You have the corner office, oversee the budget, and get to assemble your IT star squad. Most importantly, you're beloved by your team. There's no doubt you're a strong leader. And while you aren't looking to move on, it's always good to keep your resume up-to-date.

There's one problem, though. As you moved up the IT ladder, your resume was as simple as adding a new certification you earned or listing a new technology you mastered or even online training courses you completed. But now that you're a manager, how do you convey how awesome you are on your resume? Here are some ideas that you can use.

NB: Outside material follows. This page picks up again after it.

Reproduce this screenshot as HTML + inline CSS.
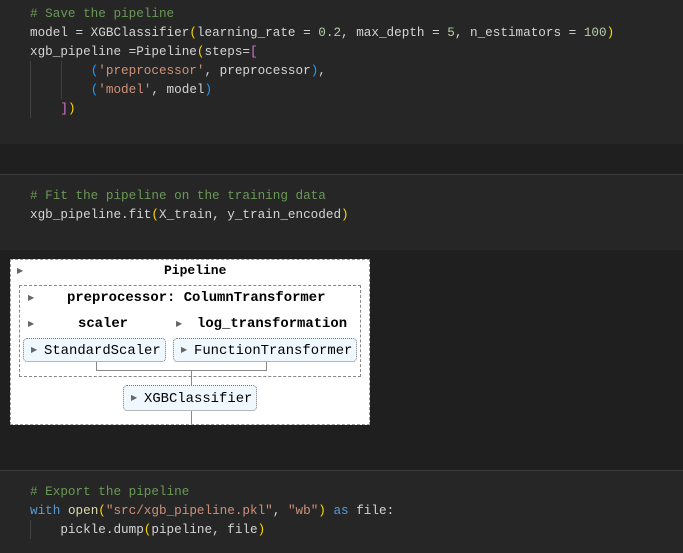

1. Show That You Get Results

If your IT department is like most, every day is a blend of putting out fires and making progress on longer-term projects, both of which generate achievements that you, brave manager, should not be timid to boast about on paper. Make sure your resume summarizes these items, whether it's attained performance metrics or migration projects. Some examples for your consideration:

  • Led team that maintained 99.99% uptime on hosted services, exceeding customer SLAs

  • Spearheaded project to revamp network communication between sites, increasing throughput and security

Notice how these resume bullet points have a clear goal, clear benefits to the company and/or customers, and clear oversight from you as a leader. Putting these accomplishments on display is critical to building a resume that stands out. It shows where the rubber meets the roads on the technical and leadership skills you list elsewhere.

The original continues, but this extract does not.